26 Ekim 2018 Cuma

KADİM BİR UYGARLIKTI MAYALAR


Mayalar kadim bir uygarlıktı. Topluluk olarak varolmaya inanır, münferit olduklarında ağırlaşır, uyku bastırır bundan imtina ederlerdi. Maya için yaşamak bir ağaç gibi tek ve hür değil, bilakis bir orman gibi kardeşçesine idi. Ne ile ilişkiye geçse onun içinde çoğalır, nitelik katar ve bulundukları ortamı dönüştürürdü mayalar.

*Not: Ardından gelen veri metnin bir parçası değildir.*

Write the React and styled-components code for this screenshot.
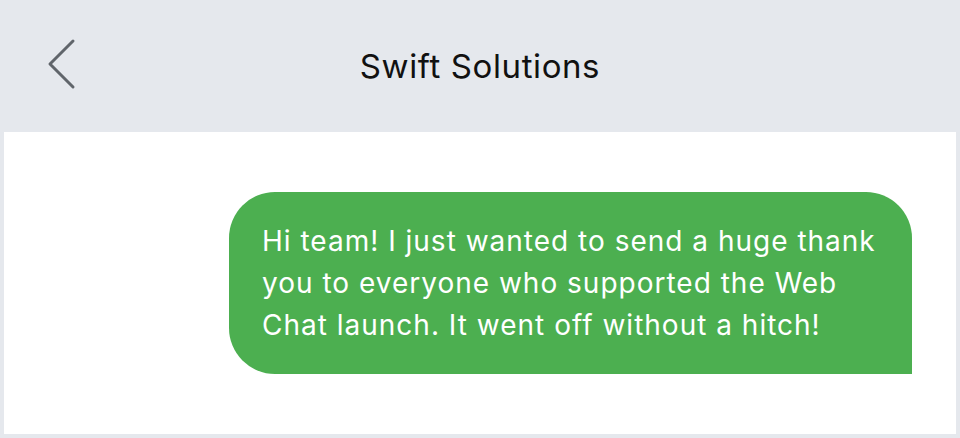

Mayalar zamanın ustalarıydı. Zamana saygı duyar üzerlerindeki etkisine, değiştirme gücüne inanır öyle yaşarlardı. Tarım sayesinde buğdayla, mısırla tanıştılar. Suyun da yardımıyla ekmeği buldular. Buğdayı, arpayı suyla kurcalayıp birayı keşfettiler. Üzümün tatlı, ılık sularından şarabı icad ettiler mayalar. Analarının ak sütü gibi sarıldılar da ineklerin, koyunların, keçilerin ve dahi atların sütlerine, aç insanların karınlarını doyurdular mayalar. Çeşit çeşit ürünü buldular da parayı bulmadı mayalar, onu Lidyalılar buldu.

Elleri nasırlı Nasıralı bir marangozun söylediklerine (bu benim bedenim yiyin, bu benim kanım için) inanıp yola çıkanlar, geçtiler deryayı ama çayda boğuldular. Mayaların uygarlığına, marangozun yanlış anladıkları sözlerini yaymak icin saldırdılar. Oysa tek felsefesi vardı mayaların: Olmec veya olmemec; bütün meseleleri buydu. Altından ne çıkar hiç düşünmeden çoğalmak, yaşamak. Gelgelelim altının ışıltısı kamaştırdı gözlerini kanla beslenen Vatikan’ın. Ekmek ve şarap niyetine mayalanmış bedenleri kestiler, mayalı kanları akıttılar yeryüzüne. Yeni bir dünya keşfettik o halde Jesus’sız kalmasın tek bir köşesi diye itiraz eden herkesin de cezasını kestiler, Vatikan’a kananlar. Oysa kadim bir uygarlığın yaşadığını bilemediler o ekmeklerde, şaraplarda ve yok ettiler geleceklerini mayaların. Gelecekleri vardıysa da görecekleri bu oldu insanlığın.

Biz burada mayalar aslında bağırsakta yaşayan kadim bir uygarlıktır diye bağırsak da, dediler ki; probiyotik bir yaşamdır artık yeni dünyadaki yaşam. Para eden canlılardır bizim için mayalar. Önce bozarız florasını barsakların, sonra salarız profesyonelleşmiş biyotiklerimizi ormanlarınıza. Neymiş o öyle bir orman gibi kardeşçesine yaşamak, komünistin dediğine bak.

Kadim bir uygarlıktı mayalar, silindiler, değiştirildiler, asimile oldular. Cortez’in kılıcıyla, Monsanto’nun oyunuyla. Oysa bilecekti yaşasaydı doğanın kanunuyla; halk icinde muteber bir nesne yok devlet gibi, ol maya ki, olsun devlet de cihanda bir nefes sıhhat gibi.